# Highlights

• New Attribute-Regularized VAE (AR-VAE) that encodes specific attributes along specific dimensions of the latent space, in a supervised manner;
• Compared to similar methods, AR-VAE as the following advantages:
• has a simple formulation with few hyperparameters,
• works with continuous data attributes, and
• is agnostic to how the attributes are computed/obtained.

# Introduction

The authors introduce a new method to tackle the already well-researched task of disentangling specific factors of the data, called attributes, in a supervised way.

The authors argue that their approach fits a specific type of problem, namely manipulating continuous attributes, for which current methods are not adapted and/or perform poorly:

• Unsupervised disentanglement learning (e.g. $$\beta$$-VAE, FactorVAE1, $$\beta$$-TCVAE2, etc.) requires post-training analysis to identify how attributes are encoded, and consequently how to manipulate them;
• Supervised regularization methods (e.g. Conditional VAEs, Fader networks3, etc.) generally don’t work well for continuous data attributes, like Fader networks that work with binary attributes.

# Methods

The authors simply add what they call an “attribute regularization” loss to a standard $$\beta$$-VAE.

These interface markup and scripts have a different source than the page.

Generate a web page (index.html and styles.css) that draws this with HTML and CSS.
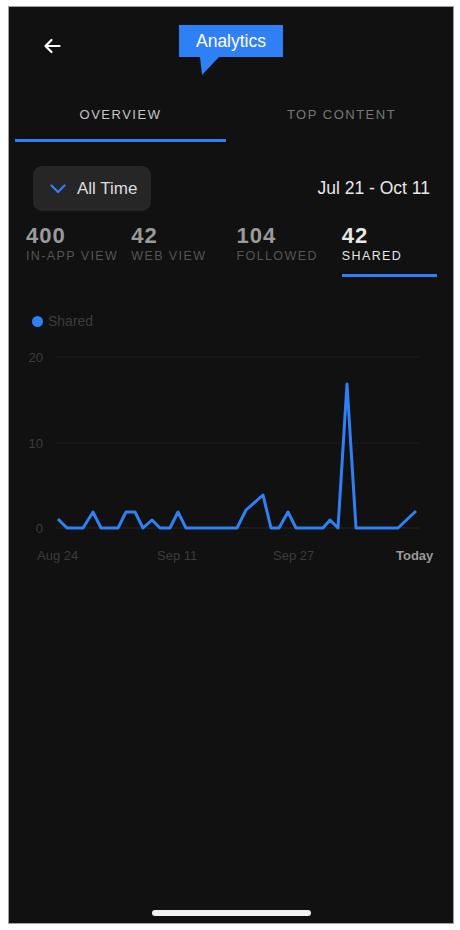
FILE: index.html
```html
<!DOCTYPE html>
<html lang="en">
<head>
    <meta charset="UTF-8">
    <meta name="viewport" content="width=device-width, initial-scale=1.0">
    <title>Analytics</title>
    <link rel="stylesheet" href="styles.css">
</head>
<body>
    <div class="phone">
        <header class="topbar">
            <button class="back" aria-label="Back">
                <svg width="18" height="18" viewBox="0 0 18 18">
                    <path d="M16.5 9H2.5M8.5 3L2.5 9l6 6" fill="none" stroke="#fff" stroke-width="2.2" stroke-linecap="round" stroke-linejoin="round"/>
                </svg>
            </button>
            <div class="bubble">Analytics</div>
        </header>

        <nav class="tabs">
            <div class="tab active">OVERVIEW</div>
            <div class="tab">TOP CONTENT</div>
        </nav>

        <div class="filters">
            <button class="range">
                <svg width="16" height="10" viewBox="0 0 16 10">
                    <path d="M1.5 1.5L8 8l6.5-6.5" fill="none" stroke="#2f80f5" stroke-width="2.2" stroke-linecap="round" stroke-linejoin="round"/>
                </svg>
                All Time
            </button>
            <span class="dates">Jul 21 - Oct 11</span>
        </div>

        <div class="stats">
            <div class="stat"><div class="num">400</div><div class="label">IN-APP VIEW</div></div>
            <div class="stat"><div class="num">42</div><div class="label">WEB VIEW</div></div>
            <div class="stat"><div class="num">104</div><div class="label">FOLLOWED</div></div>
            <div class="stat active"><div class="num">42</div><div class="label">SHARED</div></div>
        </div>

        <div class="legend"><span class="dot"></span>Shared</div>

        <svg class="chart" width="444" height="230" viewBox="0 0 444 230">
            <line class="grid" x1="46" y1="17" x2="410" y2="17"/>
            <line class="grid" x1="46" y1="103" x2="410" y2="103"/>
            <line class="grid base" x1="46" y1="188" x2="410" y2="188"/>
            <text class="axis" x="34" y="22" text-anchor="end">20</text>
            <text class="axis" x="34" y="108" text-anchor="end">10</text>
            <text class="axis" x="34" y="193" text-anchor="end">0</text>
            <polyline class="line" points="49,179 58,188 74,188 84,172 92,188 109,188 117,172 126,172 134,188 143,180 151,188 161,188 169,172 177,188 228,188 237,170 254,155 262,188 270,188 279,172 287,188 314,188 321,180 329,188 338,44 347,188 389,188 407,171"/>
            <text class="axis" x="28" y="220">Aug 24</text>
            <text class="axis" x="148" y="220">Sep 11</text>
            <text class="axis" x="264" y="220">Sep 27</text>
            <text class="axis today" x="387" y="220">Today</text>
        </svg>

        <div class="home-bar"></div>
    </div>
</body>
</html>
```

FILE: styles.css
```css
body {
    margin: 0;
    padding: 6px 0 0 8px;
    background-color: #fff;
    font-family: "Liberation Sans", Arial, sans-serif;
}
.phone {
    box-sizing: border-box;
    width: 446px;
    height: 918px;
    border: 1px solid #a0a0a0;
    background-color: #111;
    display: flex;
    flex-direction: column;
}
.topbar {
    box-sizing: border-box;
    height: 69px;
    padding-top: 18px;
    display: grid;
    grid-template-columns: 1fr auto 1fr;
    align-items: start;
}
.back {
    justify-self: start;
    margin: 12px 0 0 34px;
    padding: 0;
    border: none;
    background: none;
    line-height: 0;
}
.bubble {
    position: relative;
    height: 32px;
    padding: 0 17px;
    background-color: #2f80f5;
    color: #fff;
    font-size: 17.5px;
    line-height: 32px;
}
.bubble::after {
    content: "";
    position: absolute;
    left: 21px;
    top: 100%;
    width: 19px;
    height: 18px;
    background-color: #2f80f5;
    clip-path: polygon(0 0, 100% 0, 2px 100%);
}
.tabs {
    display: flex;
    gap: 10px;
    padding: 0 6px;
    margin-top: 31px;
}
.tab {
    flex: 1;
    text-align: center;
    font-size: 13px;
    line-height: 16px;
    letter-spacing: 1.5px;
    color: #777;
    padding-bottom: 16px;
    border-bottom: 3px solid transparent;
}
.tab.active {
    color: #c4c4c4;
    border-bottom-color: #2f80f5;
}
.filters {
    display: flex;
    justify-content: space-between;
    align-items: center;
    margin-top: 24px;
    padding: 0 23px 0 24px;
}
.range {
    display: flex;
    align-items: center;
    gap: 11px;
    box-sizing: border-box;
    width: 118px;
    height: 45px;
    padding: 0 0 0 17px;
    border: none;
    border-radius: 9px;
    background-color: #262626;
    color: #ddd;
    font-family: inherit;
    font-size: 17px;
}
.dates {
    color: #e8e8e8;
    font-size: 17.5px;
}
.stats {
    display: grid;
    grid-template-columns: repeat(4, 1fr);
    column-gap: 10px;
    margin-top: 12px;
    padding: 0 16px 0 17px;
}
.stat {
    padding-bottom: 11px;
    border-bottom: 3px solid transparent;
}
.stat .num {
    font-size: 22px;
    font-weight: bold;
    line-height: 26px;
    letter-spacing: 1px;
    color: #9a9a9a;
}
.stat .label {
    font-size: 12.5px;
    line-height: 14px;
    letter-spacing: 1.4px;
    color: #555;
}
.stat.active {
    border-bottom-color: #2f80f5;
}
.stat.active .num,
.stat.active .label {
    color: #e6e6e6;
}
.legend {
    display: flex;
    align-items: center;
    gap: 5px;
    margin-top: 36px;
    padding-left: 23px;
    font-size: 14px;
    line-height: 16px;
    color: #3c3c3c;
}
.dot {
    width: 11px;
    height: 11px;
    border-radius: 50%;
    background-color: #2f80f5;
}
.chart {
    display: block;
    margin-top: 11px;
}
.chart .grid {
    stroke: #1d1d1d;
    stroke-width: 1;
}
.chart .grid.base {
    stroke: #262626;
}
.chart .axis {
    font-family: "Liberation Sans", Arial, sans-serif;
    font-size: 13px;
    fill: #3c3c3c;
}
.chart .today {
    font-weight: bold;
    fill: #9a9a9a;
}
.chart .line {
    fill: none;
    stroke: #2f80f5;
    stroke-width: 3;
    stroke-linejoin: round;
}
.home-bar {
    width: 159px;
    height: 6px;
    margin: auto auto 7px;
    border-radius: 3px;
    background-color: #f2f2f2;
}
```
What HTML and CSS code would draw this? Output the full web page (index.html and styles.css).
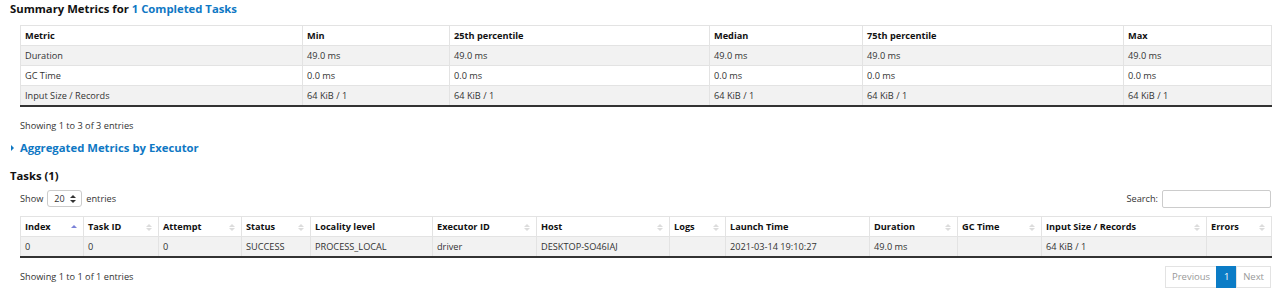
FILE: index.html
```html
<!DOCTYPE html>
<html lang="en">
<head>
    <meta charset="UTF-8">
    <title>Stage details</title>
    <link rel="stylesheet" href="styles.css">
</head>
<body>
    <h4 class="title">Summary Metrics for <a href="#">1 Completed Tasks</a></h4>
    <div class="wrap">
        <table class="grid summary">
            <colgroup>
                <col class="s1"><col class="s2"><col class="s3"><col class="s4"><col class="s5"><col class="s6">
            </colgroup>
            <thead>
                <tr><th>Metric</th><th>Min</th><th>25th percentile</th><th>Median</th><th>75th percentile</th><th>Max</th></tr>
            </thead>
            <tbody>
                <tr><td>Duration</td><td>49.0 ms</td><td>49.0 ms</td><td>49.0 ms</td><td>49.0 ms</td><td>49.0 ms</td></tr>
                <tr><td>GC Time</td><td>0.0 ms</td><td>0.0 ms</td><td>0.0 ms</td><td>0.0 ms</td><td>0.0 ms</td></tr>
                <tr><td>Input Size / Records</td><td>64 KiB / 1</td><td>64 KiB / 1</td><td>64 KiB / 1</td><td>64 KiB / 1</td><td>64 KiB / 1</td></tr>
            </tbody>
        </table>
        <div class="info first">Showing 1 to 3 of 3 entries</div>
    </div>

    <h4 class="collapse"><span class="arrow"></span><a href="#">Aggregated Metrics by Executor</a></h4>

    <h4 class="tasks-title">Tasks (1)</h4>
    <div class="wrap">
        <div class="controls">
            <label class="length">Show
                <span class="select">20 <span class="updown"></span></span>
                entries</label>
            <label class="search">Search: <span class="search-box"></span></label>
        </div>
        <table class="grid tasks">
            <colgroup>
                <col class="t1"><col class="t2"><col class="t3"><col class="t4"><col class="t5"><col class="t6"><col class="t7">
                <col class="t8"><col class="t9"><col class="t10"><col class="t11"><col class="t12"><col class="t13">
            </colgroup>
            <thead>
                <tr>
                    <th class="sort asc">Index</th>
                    <th class="sort">Task ID</th>
                    <th class="sort">Attempt</th>
                    <th class="sort">Status</th>
                    <th>Locality level</th>
                    <th class="sort">Executor ID</th>
                    <th class="sort">Host</th>
                    <th class="sort">Logs</th>
                    <th>Launch Time</th>
                    <th class="sort">Duration</th>
                    <th class="sort">GC Time</th>
                    <th class="sort">Input Size / Records</th>
                    <th class="sort">Errors</th>
                </tr>
            </thead>
            <tbody>
                <tr>
                    <td>0</td><td>0</td><td>0</td><td>SUCCESS</td><td>PROCESS_LOCAL</td><td>driver</td>
                    <td>DESKTOP-SO46IAJ</td><td></td><td>2021-03-14 19:10:27</td><td>49.0 ms</td><td></td>
                    <td>64 KiB / 1</td><td></td>
                </tr>
            </tbody>
        </table>
        <div class="footer">
            <div class="info">Showing 1 to 1 of 1 entries</div>
            <div class="pager">
                <a href="#" class="off">Previous</a>
                <a href="#" class="current">1</a>
                <a href="#" class="off">Next</a>
            </div>
        </div>
    </div>
</body>
</html>
```

FILE: styles.css
```css
body {
    margin: 0;
    padding: 1px 9px 0 10px;
    font-family: "Open Sans", "Noto Sans", sans-serif;
    font-size: 9.2px;
    color: #333;
    background: #fff;
}
a {
    color: #0f78c4;
    text-decoration: none;
}
h4 {
    margin: 0;
    font-size: 11.3px;
    font-weight: 700;
    color: #111;
    line-height: 16px;
}
.title {
    margin-bottom: 8px;
}
.wrap {
    margin-left: 10px;
}
.grid {
    width: 1251px;
    border-collapse: collapse;
    table-layout: fixed;
}
.grid th,
.grid td {
    border: 1px solid #e3e3e3;
    padding: 2px 4px;
    line-height: 15px;
    text-align: left;
    white-space: nowrap;
    overflow: hidden;
}
.grid th {
    font-weight: 700;
    color: #111;
    background: #fff;
}
.grid tbody tr:nth-child(odd) td {
    background: #f2f2f2;
}
.grid tbody tr:last-child td {
    border-bottom: 2px solid #333;
}
.s1 { width: 282px; }
.s2 { width: 147px; }
.s3 { width: 260px; }
.s4 { width: 153px; }
.s5 { width: 261px; }
.s6 { width: 148px; }

.t1 { width: 63px; }
.t2 { width: 75px; }
.t3 { width: 83px; }
.t4 { width: 69px; }
.t5 { width: 122px; }
.t6 { width: 104px; }
.t7 { width: 133px; }
.t8 { width: 56px; }
.t9 { width: 144px; }
.t10 { width: 88px; }
.t11 { width: 84px; }
.t12 { width: 165px; }
.t13 { width: 65px; }

/* sort arrows */
.grid th.sort {
    position: relative;
    padding-right: 14px;
}
.grid th.sort::before,
.grid th.sort::after {
    content: "";
    position: absolute;
    right: 6px;
    border-left: 3px solid transparent;
    border-right: 3px solid transparent;
}
.grid th.sort::before {
    top: 7px;
    border-bottom: 3px solid #dcdcdc;
}
.grid th.sort::after {
    top: 11px;
    border-top: 3px solid #dcdcdc;
}
.grid th.asc::before {
    top: 8px;
    border-bottom-color: #7b82d8;
}
.grid th.asc::after {
    display: none;
}

.info {
    line-height: 14px;
    color: #333;
}
.info.first {
    margin-top: 12px;
    margin-bottom: 7px;
}
.collapse {
    display: flex;
    align-items: center;
    height: 16px;
}
.collapse .arrow {
    width: 0;
    height: 0;
    border-top: 3px solid transparent;
    border-bottom: 3px solid transparent;
    border-left: 3px solid #0f78c4;
    margin: 0 6px 0 1px;
}
.tasks-title {
    margin-top: 12px;
}
.controls {
    display: flex;
    justify-content: space-between;
    align-items: center;
    margin-top: 6px;
    margin-bottom: 9px;
    height: 17px;
}
.length,
.search {
    display: flex;
    align-items: center;
    gap: 4px;
}
.select {
    display: inline-flex;
    align-items: center;
    justify-content: space-between;
    box-sizing: border-box;
    width: 35px;
    height: 17px;
    padding: 0 5px 0 6px;
    border: 1px solid #ccc;
    border-radius: 3px;
    font-size: 9px;
}
.updown {
    position: relative;
    width: 6px;
    height: 8px;
}
.updown::before,
.updown::after {
    content: "";
    position: absolute;
    left: 0;
    border-left: 3px solid transparent;
    border-right: 3px solid transparent;
}
.updown::before {
    top: 0;
    border-bottom: 3px solid #333;
}
.updown::after {
    bottom: 0;
    border-top: 3px solid #333;
}
.search-box {
    display: inline-block;
    box-sizing: border-box;
    width: 109px;
    height: 18px;
    border: 1px solid #ccc;
    border-radius: 2px;
}
.footer {
    display: flex;
    justify-content: space-between;
    align-items: center;
    margin-top: 8px;
}
.pager {
    display: flex;
}
.pager a {
    box-sizing: border-box;
    height: 22px;
    line-height: 20px;
    padding: 0 6px;
    border: 1px solid #e3e3e3;
    color: #999;
    font-size: 9.5px;
}
.pager a + a {
    margin-left: -1px;
}
.pager a.current {
    background: #0b7cc6;
    border-color: #0b7cc6;
    color: #fff;
    width: 21px;
    padding: 0;
    text-align: center;
}
```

The attribute regularization loss is computed in a three step process. In the steps, attributes are denoted by $$a$$, and $$r$$ indicates a regularized dimension of the latent space.

1. Compute an attribute distance matrix $$D_a \in \mathbb{R}^{m \times m}$$ on a training mini-batch:

$D_a (i,j) = a(\bm{x}_i) - a(\bm{x}_j)$
2. Compute a similar distance matrix $$D_r \in \mathbb{R}^{m \times m}$$ on the dimensions of the latent vectors that you want to regularize:

$D_r (i,j) = z_{i}^{r} - z_{j}^{r}$
3. Compute the regularization loss from both matrices as:

$L_{r,a} = \text{MAE}(\text{tanh}(\delta D_r) - \text{sgn}(D_a))$

where $$\delta$$ is a tunable hyperparameter that decides the spread of the posterior.

The overall loss function for AR-VAE thus becomes:

$L_{\text{AR-VAE}} = L_{\text{recons}} + \beta L_{\text{KLD}} + \gamma \sum_{l=0}^{\mathbb{L}-1} L_{r_{l},a_{l}}$

# Data

The authors point out that most research on disentanglement learning uses image-based datasets. This results in methods being trained, tested and validated on a single domain. To test their method across a wider variety of data, the authors therefore used four datasets across two domains:

• Images
• Morpho-MNIST
• 2-d sprites
• Music
• Measures extracted from the soprano parts of the J.S. Bach Chorales dataset (≈350 chorales)
• Measures extracted (≈20,000) from folk melodies in the Scottish and Irish style

# Results

The full paper contains extensive quantitative and qualitative results on the datasets, so only a very select subset is shown here.

# Remarks

• While empirically the attribute regularization seems to work well, theoretically it doesn’t constrain the network from encoding attribute-related information outside of their designated dimensions.